As the diagram shows the prerequisites to start the agency are:

  • A steward wallet is available, or you have seed to create steward wallet by your self.
  • You have to set up a server environment, like volumes for wallets, and databases.

During the agency run, you can monitor its logs. Between the starts, you can reset the all cloud agent allocations, or you can edit the register JSON. Note, that you cannot add new allocations only by editing the register JSON. The whole handshake procedure must be performed.

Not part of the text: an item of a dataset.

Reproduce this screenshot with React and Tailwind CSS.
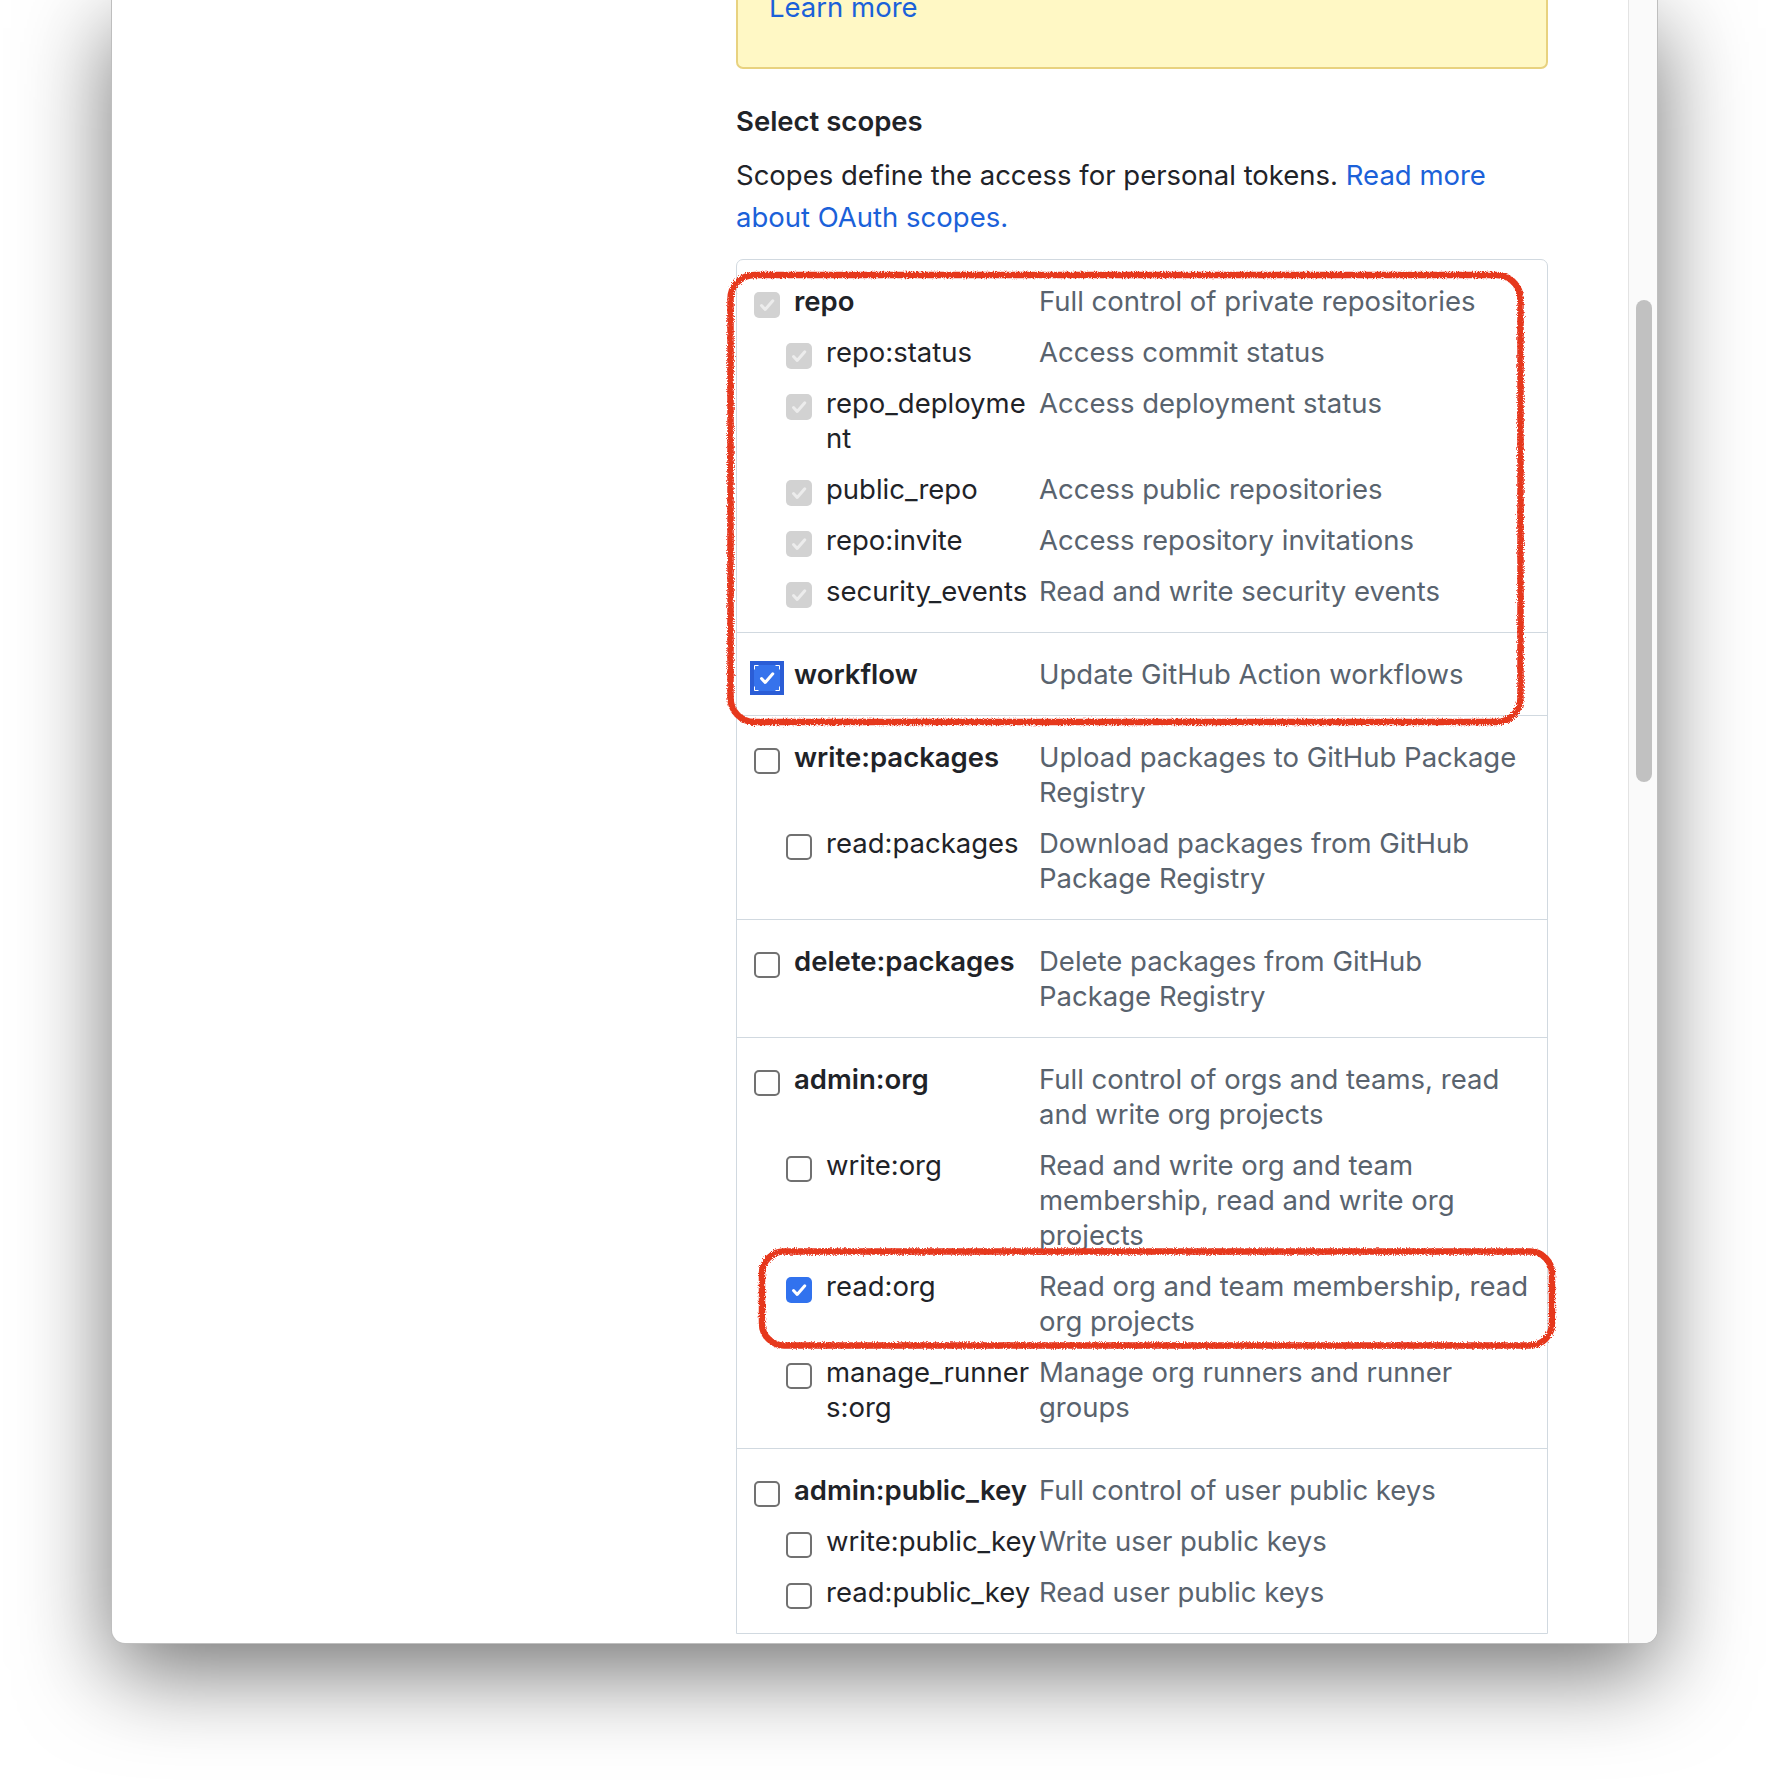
import React from "react";
import clsx from "clsx";

const FONT = "font-['Inter','Noto_Sans',sans-serif]";

const groups = [
  [
    { name: ["repo"], top: true, state: "disabled", desc: ["Full control of private repositories"] },
    { name: ["repo:status"], state: "disabled", desc: ["Access commit status"] },
    { name: ["repo_deployme", "nt"], state: "disabled", desc: ["Access deployment status"] },
    { name: ["public_repo"], state: "disabled", desc: ["Access public repositories"] },
    { name: ["repo:invite"], state: "disabled", desc: ["Access repository invitations"] },
    { name: ["security_events"], state: "disabled", desc: ["Read and write security events"] },
  ],
  [{ name: ["workflow"], top: true, state: "focused", desc: ["Update GitHub Action workflows"] }],
  [
    { name: ["write:packages"], top: true, state: "off", desc: ["Upload packages to GitHub Package", "Registry"] },
    { name: ["read:packages"], state: "off", desc: ["Download packages from GitHub", "Package Registry"] },
  ],
  [{ name: ["delete:packages"], top: true, state: "off", desc: ["Delete packages from GitHub", "Package Registry"] }],
  [
    { name: ["admin:org"], top: true, state: "off", desc: ["Full control of orgs and teams, read", "and write org projects"] },
    { name: ["write:org"], state: "off", desc: ["Read and write org and team", "membership, read and write org", "projects"] },
    { name: ["read:org"], state: "on", desc: ["Read org and team membership, read", "org projects"] },
    { name: ["manage_runner", "s:org"], state: "off", desc: ["Manage org runners and runner", "groups"] },
  ],
  [
    { name: ["admin:public_key"], top: true, state: "off", desc: ["Full control of user public keys"] },
    { name: ["write:public_key"], state: "off", desc: ["Write user public keys"] },
    { name: ["read:public_key"], state: "off", desc: ["Read user public keys"] },
  ],
];

const Check = ({ color }) => (
  <svg width="26" height="26" viewBox="0 0 26 26" className="block">
    <polyline
      points="7.5,13.5 11.2,17.5 18.8,8.8"
      fill="none"
      stroke={color}
      strokeWidth="3"
      strokeLinecap="round"
      strokeLinejoin="round"
    />
  </svg>
);

const Checkbox = ({ state }) => {
  if (state === "disabled") {
    return (
      <div className="w-[26px] h-[26px] rounded-[5px] bg-[#d2d2d2]">
        <Check color="#ececec" />
      </div>
    );
  }
  if (state === "on") {
    return (
      <div className="w-[26px] h-[26px] rounded-[5px] bg-[#3172ee]">
        <Check color="#ffffff" />
      </div>
    );
  }
  if (state === "focused") {
    return (
      <svg width="34" height="34" viewBox="0 0 34 34" className="block -m-[4px]">
        <rect x="0" y="0" width="34" height="34" fill="#2b5dd6" />
        <rect x="4" y="4" width="26" height="26" fill="#3673ec" />
        <path
          d="M4.5 8.5V4.5H8.5M25.5 4.5H29.5V8.5M29.5 25.5V29.5H25.5M8.5 29.5H4.5V25.5"
          fill="none"
          stroke="#ffffff"
          strokeWidth="1"
        />
        <polyline
          points="11.5,17.5 15.2,21.5 22.8,12.8"
          fill="none"
          stroke="#ffffff"
          strokeWidth="3"
          strokeLinecap="round"
          strokeLinejoin="round"
        />
      </svg>
    );
  }
  return <div className="w-[26px] h-[26px] rounded-[5px] border-2 border-[#717171] bg-white" />;
};

const ScopeRow = ({ scope }) => (
  <div className="flex">
    <div className={clsx("flex w-[285px] shrink-0", !scope.top && "pl-[32px]")}>
      <div className="mt-[8px] shrink-0">
        <Checkbox state={scope.state} />
      </div>
      <div
        className={clsx(
          "ml-[14px] whitespace-nowrap text-[#1f2328]",
          scope.top && "font-semibold"
        )}
      >
        {scope.name.map((line) => (
          <div key={line}>{line}</div>
        ))}
      </div>
    </div>
    <div className="text-[#59636e] whitespace-nowrap">
      {scope.desc.map((line) => (
        <div key={line}>{line}</div>
      ))}
    </div>
  </div>
);

const Annotations = () => (
  <svg
    className="absolute inset-0 pointer-events-none"
    width="1770"
    height="1792"
    viewBox="0 0 1770 1792"
  >
    <defs>
      <filter id="rough" x="-5%" y="-5%" width="110%" height="110%">
        <feTurbulence type="fractalNoise" baseFrequency="0.9" numOctaves="2" seed="4" />
        <feDisplacementMap in="SourceGraphic" scale="4.5" />
      </filter>
    </defs>
    <g filter="url(#rough)" fill="none" stroke="#e6371f">
      <rect x="730.5" y="275" width="790" height="447" rx="24" strokeWidth="6.5" />
      <rect x="762" y="1251.5" width="790" height="94" rx="22" strokeWidth="6.5" />
    </g>
  </svg>
);

export default function App() {
  return (
    <div className={clsx("relative w-[1770px] h-[1792px] bg-white overflow-hidden", FONT)}>
      <div className="ml-[111px] w-[1547px] h-[1644px] flex bg-white border border-t-0 border-black/25 rounded-b-[14px] overflow-hidden shadow-[0_28px_90px_rgba(0,0,0,0.55)]">
        <div className="w-[624px] shrink-0" />

        <div className="w-[812px] shrink-0 text-[27.5px]">
          <div className="-mt-[40px] border-2 border-[#e8d27f] bg-[#fff8c5] rounded-[7px] pl-[31px] pt-[25px] pb-[39px] leading-[41px]">
            <span className="text-[#1b61d9]">Learn more</span>
          </div>

          <h3 className="mt-[32px] font-semibold leading-[41px] text-[#1f2328]">Select scopes</h3>

          <p className="mt-[13px] leading-[41.5px] text-[#1f2328]">
            Scopes define the access for personal tokens.{" "}
            <span className="text-[#1b61d9]">Read more</span>
            <br />
            <span className="text-[#1b61d9]">about OAuth scopes.</span>
          </p>

          <div className="mt-[21px] border border-[#d1d9e0] rounded-t-[7px] leading-[35px]">
            {groups.map((group, i) => (
              <div
                key={i}
                className={clsx(
                  "flex flex-col gap-[16px] pl-[17px] pt-[24px] pb-[23px]",
                  i > 0 && "border-t border-[#d1d9e0]"
                )}
              >
                {group.map((scope) => (
                  <ScopeRow key={scope.name.join("")} scope={scope} />
                ))}
              </div>
            ))}
          </div>
        </div>

        <div className="w-[80px] shrink-0" />

        <div className="w-[29px] shrink-0 bg-[#fafafa] border-l border-[#e3e3e3]">
          <div className="ml-[7px] mt-[300px] w-[16px] h-[482px] rounded-full bg-[#c1c1c1]" />
        </div>
      </div>

      <Annotations />
    </div>
  );
}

When an agency is running, you can operate with it findy-agent executable when you use it as a client mode. The following use case diagram shows the essential commands after the agency started.

client.puml

The use case diagram is a summary of the creation commands available. With these commands, you can create all that is needed in the identity network from the command line.

create.puml

Agency Architecture

Findy agency is a service that implements an Aries compatible identity agents. What makes it an agency is that it's multi-tenant. It can easily serve thousands of edge agents with one installation and with modest hardware.

Each CA controller gets a corresponding cloud agent as its service. The following deployment diagram illustrates the main components of the typical system where findy-agent is installed on a single node, and a wallet application is running as PWA in the browser. The picture includes an external agent that is running on another node (grey).

main-components

As the diagram shows, the main wallet of each agent is on the server, our we could say it is in the cloud. That simplifies things a lot. We can have cloud backups, recovery, and most importantly, it makes it possible to 24/7 presence in the cloud for each agent.

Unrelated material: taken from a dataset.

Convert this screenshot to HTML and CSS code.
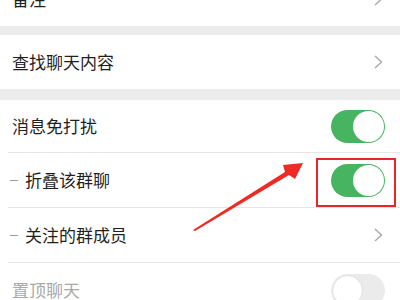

The issuer server could run on the same node as the agency, but the most common case is where it runs on its own. Typical SA includes application logic, and the issuing credential is a small part. The API between SA and the agency is quite straightforward. The API runs on DIDComm similarly to mobile agents.

Aries Protocol State Machine

The following sequence diagram shows an example of how two cloud agents send messages to each other and save them to Bolt DB (Go implementation of LMBD). The diagram shows the "transactional" implementation of HTTP-based message transfer. Receiving the message is done by first saving the incoming message to the database and after that returning OK. If the receiver cannot save the incoming message, it returns an error code.

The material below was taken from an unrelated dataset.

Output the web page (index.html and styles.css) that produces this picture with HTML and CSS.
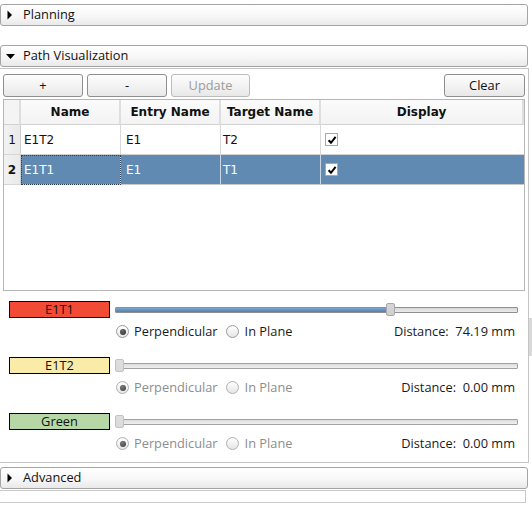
FILE: index.html
```html
<!DOCTYPE html>
<html>
<head>
<meta charset="utf-8">
<link rel="stylesheet" href="styles.css">
</head>
<body>
<div class="app">
  <div class="sec-head">
    <svg class="tri" width="10" height="10" viewBox="0 0 10 10"><polygon points="1.5,0.5 6,5 1.5,9.5" fill="#000"/></svg>
    <span class="sec-title">Planning</span>
  </div>
  <div class="sec-head sec-open">
    <svg class="tri" width="10" height="10" viewBox="0 0 10 10"><polygon points="0,3 9,3 4.5,8" fill="#000"/></svg>
    <span class="sec-title">Path Visualization</span>
  </div>
  <div class="panel">
    <div class="toolbar">
      <button class="btn">+</button>
      <button class="btn">-</button>
      <button class="btn" disabled>Update</button>
      <span class="grow"></span>
      <button class="btn btn-clear">Clear</button>
    </div>
    <div class="table">
      <div class="grid">
        <div class="hcell corner"></div>
        <div class="hcell">Name</div>
        <div class="hcell">Entry Name</div>
        <div class="hcell">Target Name</div>
        <div class="hcell hlast">Display</div>

        <div class="rownum">1</div>
        <div class="cell c-name">E1T2</div>
        <div class="cell c-entry">E1</div>
        <div class="cell c-target">T2</div>
        <div class="cell c-disp"><span class="chk"><svg width="10" height="10" viewBox="0 0 10 10"><path d="M1.6 5.2 L4 7.8 L8.6 1.8" fill="none" stroke="#000" stroke-width="2"/></svg></span></div>

        <div class="rownum cur">2</div>
        <div class="cell sel c-name focus">E1T1</div>
        <div class="cell sel c-entry">E1</div>
        <div class="cell sel c-target">T1</div>
        <div class="cell sel c-disp"><span class="chk"><svg width="10" height="10" viewBox="0 0 10 10"><path d="M1.6 5.2 L4 7.8 L8.6 1.8" fill="none" stroke="#000" stroke-width="2"/></svg></span></div>
      </div>
    </div>

    <div class="groups">
      <div class="group">
        <div class="tag tag-red">E1T1</div>
        <div class="slider">
          <div class="groove"><div class="fill" style="width:272px"></div></div>
          <div class="handle" style="left:271px"></div>
        </div>
        <div></div>
        <div class="opts">
          <span class="radio on"></span><span class="opt-label">Perpendicular</span>
          <span class="radio second"></span><span class="opt-label">In Plane</span>
          <span class="dist">Distance:  74.19 mm</span>
        </div>
      </div>

      <div class="group">
        <div class="tag tag-yellow">E1T2</div>
        <div class="slider off">
          <div class="groove"></div>
          <div class="handle" style="left:0px"></div>
        </div>
        <div></div>
        <div class="opts disabled">
          <span class="radio on"></span><span class="opt-label">Perpendicular</span>
          <span class="radio second"></span><span class="opt-label">In Plane</span>
          <span class="dist">Distance:  0.00 mm</span>
        </div>
      </div>

      <div class="group">
        <div class="tag tag-green">Green</div>
        <div class="slider off">
          <div class="groove"></div>
          <div class="handle" style="left:0px"></div>
        </div>
        <div></div>
        <div class="opts disabled">
          <span class="radio on"></span><span class="opt-label">Perpendicular</span>
          <span class="radio second"></span><span class="opt-label">In Plane</span>
          <span class="dist">Distance:  0.00 mm</span>
        </div>
      </div>
    </div>
  </div>

  <div class="sec-head sec-adv">
    <svg class="tri" width="10" height="10" viewBox="0 0 10 10"><polygon points="1.5,0.5 6,5 1.5,9.5" fill="#000"/></svg>
    <span class="sec-title">Advanced</span>
  </div>
  <div class="tail"></div>
</div>
<div class="scroll-edge"></div>
</body>
</html>
```

FILE: styles.css
```css
* { box-sizing: border-box; margin: 0; padding: 0; }

body {
  width: 532px;
  height: 508px;
  background: #fff;
  font-family: "Open Sans", "Noto Sans", sans-serif;
  font-size: 12.8px;
  color: #1a1a1a;
  overflow: hidden;
  position: relative;
}

.app {
  padding-top: 4px;
  width: 529px;
}

/* collapsible section headers */
.sec-head {
  width: 528px;
  height: 22px;
  border: 1px solid #a4a4a4;
  border-radius: 3px;
  background: linear-gradient(#ffffff, #f6f6f6 60%, #e9e9e9);
  display: flex;
  align-items: center;
  padding-left: 5px;
  padding-bottom: 2px;
}
.sec-head .tri { flex: none; margin-right: 7px; margin-top: 1px; }
.sec-title { line-height: 1; color: #111; }
.sec-open { margin-top: 19px; }
.sec-adv { margin-top: 4px; }

.tail {
  margin-top: 1px;
  width: 526px;
  height: 13px;
  border: 1px solid #cacaca;
  border-left: none;
}

/* panel */
.panel {
  margin-top: 1px;
  width: 529px;
  border: 1px solid #c4c4c4;
  border-left: none;
  padding: 5px 1px 10px 3px;
}

.toolbar {
  display: flex;
  gap: 4px;
  height: 23px;
}
.grow { flex: 1; }
.btn {
  width: 80px;
  height: 23px;
  border: 1px solid #8e8e8e;
  border-radius: 3px;
  background: linear-gradient(#fdfdfd, #f1f1f1 60%, #e8e8e8);
  font-family: "Open Sans", "Noto Sans", sans-serif;
  font-size: 12.8px;
  color: #111;
  padding-bottom: 2px;
}
.btn:disabled {
  color: #9b9b9b;
  border-color: #bcbcbc;
  width: 79px;
}
.btn-clear { width: 81px; margin-right: 2px; }

/* table */
.table {
  margin-top: 2px;
  width: 522px;
  height: 192px;
  border: 1px solid #b6b6b6;
  background: #fff;
  font-family: "DejaVu Sans", sans-serif;
  font-size: 12px;
  color: #111;
}
.grid {
  display: grid;
  grid-template-columns: 17px 100px 100px 100px 1fr;
  grid-template-rows: 25px 30px 30px;
}
.hcell {
  background: linear-gradient(#fbfbfb, #f3f3f3);
  border-bottom: 1px solid #d2d2d2;
  border-right: 2px solid #dedede;
  font-weight: bold;
  display: flex;
  align-items: center;
  justify-content: center;
}
.hcell.corner { background: #f4f4f4; }

.rownum {
  background: linear-gradient(90deg, #f2f2f2, #e9e9e9);
  border-bottom: 1px solid #d6d6d6;
  border-right: 1px solid #cfcfcf;
  display: flex;
  align-items: center;
  justify-content: center;
}
.rownum.cur { font-weight: bold; }

.cell {
  border-bottom: 1px solid #d2d2d2;
  border-right: 1px solid #d8d8d8;
  display: flex;
  align-items: center;
  padding-left: 3px;
}
.c-entry { padding-left: 5px; }
.c-target { padding-left: 2px; }
.c-disp { padding-left: 4px; border-right: none; }
.cell.sel {
  background: #618ab3;
  color: #fff;
  border-right-color: #c9d6e3;
  border-bottom-color: #c9c9c9;
}
.cell.focus { outline: 1px dotted #2c3e52; outline-offset: -1px; }

.chk {
  width: 13px;
  height: 13px;
  border: 1px solid #a8a8a8;
  background: #fff;
  display: flex;
  align-items: center;
  justify-content: center;
}

/* slider groups */
.groups {
  margin-top: 10px;
  padding-left: 6px;
  display: flex;
  flex-direction: column;
  gap: 17px;
}
.group {
  display: grid;
  grid-template-columns: 101px 403px;
  grid-template-rows: 17px 17px;
  column-gap: 5px;
  row-gap: 5px;
}
.tag {
  border: 1px solid #000;
  display: flex;
  align-items: center;
  justify-content: center;
  color: #111;
  line-height: 1;
  padding-bottom: 1px;
}
.tag-red { background: #f24b35; }
.tag-yellow { background: #f9eca9; }
.tag-green { background: #b6d8a7; }

.slider {
  position: relative;
  display: flex;
  align-items: center;
}
.groove {
  width: 100%;
  height: 6px;
  border: 1px solid #909090;
  border-radius: 1px;
  background: linear-gradient(#d6d6d6, #ececec);
  position: relative;
  overflow: hidden;
}
.fill {
  height: 100%;
  background: linear-gradient(#7ea6d0, #4f7fb2);
  border-right: 1px solid #3d6896;
}
.slider.off .groove {
  border-color: #a2a2a2;
  background: linear-gradient(#dcdcdc, #f0f0f0);
}
.handle {
  position: absolute;
  top: 2px;
  width: 9px;
  height: 13px;
  border: 1px solid #a9a9a9;
  border-radius: 2px;
  background:
    radial-gradient(circle, #c4c4c4 0.6px, transparent 0.9px) 0 0 / 2px 2px,
    linear-gradient(#f6f6f6, #e2e2e2);
}
.slider.off .handle { border-color: #c2c2c2; background:
    radial-gradient(circle, #d0d0d0 0.6px, transparent 0.9px) 0 0 / 2px 2px,
    linear-gradient(#f8f8f8, #ececec); }

.opts {
  display: flex;
  align-items: center;
  padding-left: 1px;
  padding-right: 3px;
  padding-bottom: 2px;
  color: #1a1a1a;
}
.radio {
  flex: none;
  width: 13px;
  height: 13px;
  border-radius: 50%;
  border: 1px solid #9a9a9a;
  background: linear-gradient(#ffffff, #e6e6e6);
  margin-right: 5px;
  margin-top: 2px;
  display: flex;
  align-items: center;
  justify-content: center;
}
.radio.on::after {
  content: "";
  width: 6px;
  height: 6px;
  border-radius: 50%;
  background: radial-gradient(circle at 40% 35%, #6a6a6a, #2a2a2a);
}
.radio.second { margin-left: 8px; margin-right: 6px; }
.opt-label { white-space: nowrap; }
.dist { margin-left: auto; white-space: pre; color: #1a1a1a; }
.opts.disabled .opt-label { color: #8d8d8d; }
.opts.disabled .radio { border-color: #b0b0b0; }
.opts.disabled .radio.on::after { background: radial-gradient(circle at 40% 35%, #7a7a7a, #3a3a3a); }

.scroll-edge {
  position: absolute;
  left: 529px;
  top: 318px;
  width: 3px;
  height: 38px;
  background: #d9d9d9;
}
```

connection-protocol-save-state.puml

The next UML diagram implements the connection protocol as a finite state machine, which has two top-level states: Waiting Start Cmd/Msg, and ConnectionProtocolRunning. The protocol waits for either a command or a message. The command can be an InvitationCmd, which means that we have received an invitation. In the current system, invitations are coming from other channels, and they are not protocol-messages (out-bound). The invitation includes connection information to an agent like an endpoint and its public key. The agent who receives the InvitationCmd sends a connection request message (ConnReq) to the receiving agent and starts to wait for a connection response message (ConnResp). As the state machine shows, the receiving agent sends the connection response back and finalizes its state machine. The agent who started the connection protocol receives the connection response message and finalizes its state machine.

connection-psm-invitee.puml

The previously seen ConnectionProtocolRunning state divides two separate state machines. The left sub-state machine is on when the agent is an inviter, and the right-sided is on when the agent is an invitee. This same basic structure is in all of the Aries protocol state machines. One of the agents initiates the protocol, which gives the roles for them: inviter/invitee, issuer/holder, prover/verifier. However, most of the Aries protocols are more complicated because both of the roles can initiate the protocol, and depending on the message it sends, the role it gets for the protocol.

issue.puml

The issuing protocol state machine is waiting for a command to initiate the protocol or incoming message to connect already started protocol (Waiting Start Cmd/Msg -state). If an agent is in an issuer's role, it can start the protocol by sending a credential offer message (CredOffer). It can do that by sending CredOfferCmd to the protocol processor, as we can see in the state machine diagram. Similarly, when an agent is in a holder's role, it can start the protocol by sending a credential-propose message (CredProp), and it can do that by sending CredProposeCmd to the protocol processor. Naturally, when an agent receives either an offer or a propose, it responses accordingly. Receiving a credential offer puts an agent to a holder's role, and receiving a credential propose puts an agent to an issuer's role. Now we should understand how we have four related ways to initiate the protocol state machine for an issuing protocol (state transition from Waiting Start Cmd/Msg -state to IssuingProtocolRunning-state). The rest of the protocol is quite clear and easy to understand from the state machine diagram.

Upcoming Features

  • Tests for fail cases. WIP
  • Interoperability testing with Aries testing harness.
  • Indy wallet implementation with storage plug-in like PostgreSQL. Done: we have wallet pool.
  • Crypto implementations for different server types, AWS Nitro, ...
  • Backup system for current docker volumes.
  • The PSM runner for restarts and non-delivery messages and cleanup old ones. Partially done, we have data pump and archiving now.
  • Haven't been able to test with stable ledger.
  • Check if we have received the message already.
  • Check incoming order of the messages, same as declared in the PSM.
  • libindy under pressure, wallet handles, etc. Done: wallet pool, more tests needed
  • API for browsing connections, credentials etc. Done: we have vault
  • PSM archive logic, dedicated storage for persistent client data (see the PSM runner).
  • Credential revocation, if wanted to use (check upcoming anoncreds 2.0)
  • Skipping DID-writes to ledger for individuals: moving to full peer did.
  • Real peer did implementation. (Static did:peer)
  • Agent permissions. Separation of individuals and services in on-boarding -> e.g. no credential issuing for individuals (maybe Agency types).